One way of protecting the consumers in a capitalist order is the steady development of a middle class. But it is not easy for such a class to come up within a feudal-cum-tribal political system with its false values and dubious claims to honour. Such a class will develop with the growth of skilled workers, managerial personnel and sales community.
But a middle class cannot come up in a normal manner if its economy is constantly afflicted by high and sustained inflation. Inflation warps the development of the middle class, keeps it small and socially and politically ineffective and now if the middle class apes the feudal lord its growth will be stunted and political efficacy undermined.
India has a large middle class despite its caste system. Islam has no caste system but in Pakistan we have that, though without the untouchables.
If the middle class has to grow, inflation should be kept below 5 per cent and not the food inflation of 10.5 per cent. Growth of the middle class is affected by the country’s education system.

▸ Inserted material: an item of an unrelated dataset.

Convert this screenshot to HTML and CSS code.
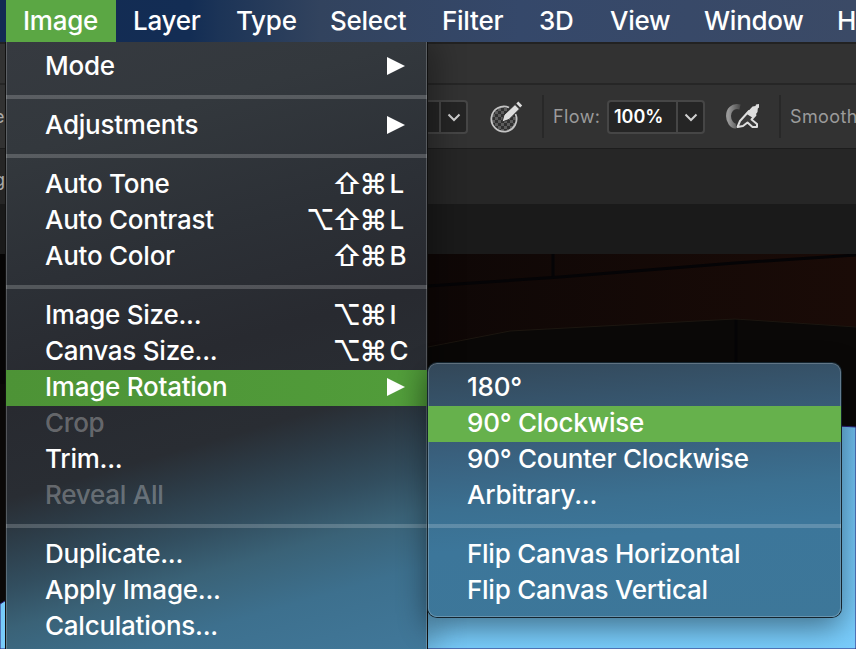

The English and Urdu medium schools create two classes but higher salaries are paid to those educated in English. At the moment most of the benefits of the economic growth inclusive of the advantages of consumer banking go largely to the privileged class and not spread widely.
It is good the import duty on machinery is being done away with, beginning with the machinery imported for the Chinese special economic zone. More such zones should be coming up and Pakistani investors should also have the same relief. The wage differential between the managers of foreign companies and those of Pakistani companies is at the moment very high. Major foreign companies should take the lead in reducing this inequity.
If the economy were to be in the driver’s seat, all other players in the national arena would be in their proper seats and the military would not be playing the political role. If each one plays his assigned role, there will be real harmony among all the stakeholders.